- Born: Albert Dieter Ritzhaupt 1980 (age 45–46) Dunedin, Florida, Florida, US
- Title: Professor
- Awards: FERA Educational Researcher of the Year (2019)

Academic background
- Alma mater: University of South Florida; University of North Florida; Valencia College;
- Doctoral advisor: Dr. Ann E. Barron

Academic work
- Discipline: Education
- Sub-discipline: Educational Technology; Computer Science Education;
- Institutions: University of Florida; University of North Carolina Wilmington; University of North Florida;

= Albert Ritzhaupt =

American professor (born 1980)

Albert Dieter Ritzhaupt (born in 1980) is an American educational researcher, author, professor of educational technology and computer science education at the University of Florida, where he has served since 2010. Ritzhaupt serves as the current Editor-in-Chief of the Journal of Research on Technology in Education since 2018, the official research publication of the International Society for Technology in Education. Ritzhaupt is a member of the Institute for Advanced Learning Technologies, research member of the Florida Center for Instructional Technology, and President for the International Board of Standards for Training, Performance, and Instruction (IBSTPI). Ritzhaupt was identified as one of the world's most prolific scholarly authors in the field of educational technology from 2007 to 2017 and again in 2021 for research articles between 2015 and 2019.

== Early life and education ==
Ritzhaupt was born in Dunedin, Florida in 1980 and was raised in Port Richey, Florida. His parents owned a restaurant in Port Richey, Florida called Seaport Inn until its closure in 1998. Ritzhaupt attended Ridgewood High School in New Port Richey, Florida, which was later renamed Wendall Krinn Technical High School. After graduation in 1999, Ritzhaupt attended Valencia College for his associate of arts, the University of North Florida for his bachelor of science in computer and information sciences in 2003 and master of business administration in 2004, and the University of South Florida for his doctor of philosophy (Ph.D.) in curriculum and instruction with a major in instructional technology and a minor in research and measurement in 2008.

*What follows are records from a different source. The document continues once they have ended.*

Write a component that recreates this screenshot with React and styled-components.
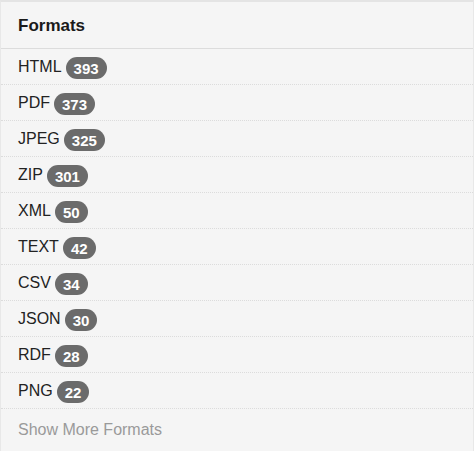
import React from 'react';
import styled, { createGlobalStyle } from 'styled-components';

const FORMATS = [
  { name: 'HTML', count: 393 },
  { name: 'PDF', count: 373 },
  { name: 'JPEG', count: 325 },
  { name: 'ZIP', count: 301 },
  { name: 'XML', count: 50 },
  { name: 'TEXT', count: 42 },
  { name: 'CSV', count: 34 },
  { name: 'JSON', count: 30 },
  { name: 'RDF', count: 28 },
  { name: 'PNG', count: 22 },
];

const GlobalStyle = createGlobalStyle`
  html, body {
    margin: 0;
    padding: 0;
    background: #f5f5f5;
  }
  body {
    font-family: 'Liberation Sans', Arial, sans-serif;
  }
`;

const Panel = styled.section`
  width: 474px;
  height: 451px;
  box-sizing: border-box;
  background: #f5f5f5;
  border-top: 2px solid #e4e4e4;
  border-left: 1px solid #e8e8e8;
  border-right: 1px solid #e8e8e8;
  display: flex;
  flex-direction: column;
  overflow: hidden;
`;

const Header = styled.h2`
  margin: 0;
  height: 47px;
  box-sizing: border-box;
  padding: 2px 17px 0;
  display: flex;
  align-items: center;
  font-size: 17px;
  font-weight: bold;
  color: #1a1a1a;
  border-bottom: 1px solid #dcdcdc;
`;

const List = styled.ul`
  list-style: none;
  margin: 0;
  padding: 0;
`;

const Row = styled.li`
  height: 36px;
  box-sizing: border-box;
  padding: 1px 17px 0;
  display: flex;
  align-items: center;
  gap: 4px;
  border-bottom: 1px dotted #dcdcdc;
  font-size: 16px;
  color: #222;
`;

const Badge = styled.span`
  display: inline-flex;
  align-items: center;
  justify-content: center;
  height: 22px;
  padding: 0 8px;
  margin-top: 2px;
  border-radius: 11px;
  background: #6b6b6b;
  color: #fff;
  font-size: 15px;
  font-weight: bold;
`;

const More = styled.a`
  display: flex;
  align-items: center;
  height: 42px;
  padding: 0 17px;
  font-size: 16px;
  color: #9a9a9a;
  text-decoration: none;
`;

export default function App() {
  return (
    <>
      <GlobalStyle />
      <Panel>
        <Header>Formats</Header>
        <List>
          {FORMATS.map(f => (
            <Row key={f.name}>
              {f.name}
              <Badge>{f.count}</Badge>
            </Row>
          ))}
        </List>
        <More href="#">Show More Formats</More>
      </Panel>
    </>
  );
}
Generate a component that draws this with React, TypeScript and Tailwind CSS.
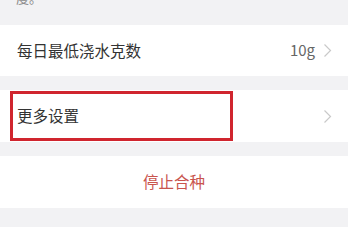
import React from 'react';

const font = { fontFamily: '"Noto Sans CJK SC", "Liberation Sans", sans-serif' };

function Chevron() {
  return (
    <svg width="9" height="15" viewBox="0 0 9 15" className="shrink-0">
      <path d="M1.5 1.5 L7.5 7.5 L1.5 13.5" fill="none" stroke="#c9c9c9" strokeWidth="1.2" />
    </svg>
  );
}

export default function App() {
  return (
    <div className="w-[348px] h-[227px] bg-[#f2f2f4] overflow-hidden flex flex-col" style={font}>
      {/* cut-off description */}
      <div className="h-[25px] overflow-hidden px-4">
        <div className="mt-[-12px] text-[13px] leading-[20px] text-[#8a8a8a]">度。</div>
      </div>

      <div className="h-[51px] bg-white flex items-center pl-[17px] pr-[16px]">
        <span className="flex-1 text-[15.5px] text-[#333]">每日最低浇水克数</span>
        <span className="text-[15px] text-[#666] mr-[8px]">10g</span>
        <Chevron />
      </div>

      <div className="h-[14px]" />

      <div className="relative h-[52px] bg-white flex items-center pl-[17px] pr-[16px]">
        <span className="flex-1 text-[15.5px] text-[#333]">更多设置</span>
        <Chevron />
        <div className="absolute left-[10px] top-[1px] w-[223px] h-[50px] border-[3px] border-[#d0252e]" />
      </div>

      <div className="h-[14px]" />

      <div className="h-[52px] bg-white flex items-center justify-center">
        <span className="text-[15.5px] text-[#c9544d]">停止合种</span>
      </div>
    </div>
  );
}
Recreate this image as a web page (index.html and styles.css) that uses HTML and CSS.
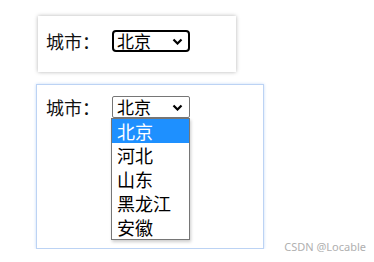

== Professional life and accolades ==
Ritzhaupt has served at multiple institutions of higher education teaching and researching full-time in the fields of educational technology and computer science education since 2006, including St. Johns River State College, University of North Florida, University of North Carolina Wilmington, and University of Florida. Ritzhaupt previously worked as a software developer for several organizations prior to starting his tenure-track academic career. Ritzhaupt has served as both a Director and Past-President of the Florida Educational Research Association (FERA), and in 2019, was selected as the Educational Researcher of the Year Award by FERA. Ritzhaupt has published more than 100 scholarly journal articles in the fields of educational technology and computer science education. Ritzhaupt was awarded the 2016 UF Research Foundation Professors distinction, a term-limited professorship awarded to tenured professors who have a distinguished current record of research at the University of Florida. Ritzhaupt was distinguished as an alumnus of Distinction from his alma mater Valencia College in 2016. Ritzhaupt presently serves as the program coordinator for the computer science education program at the University of Florida.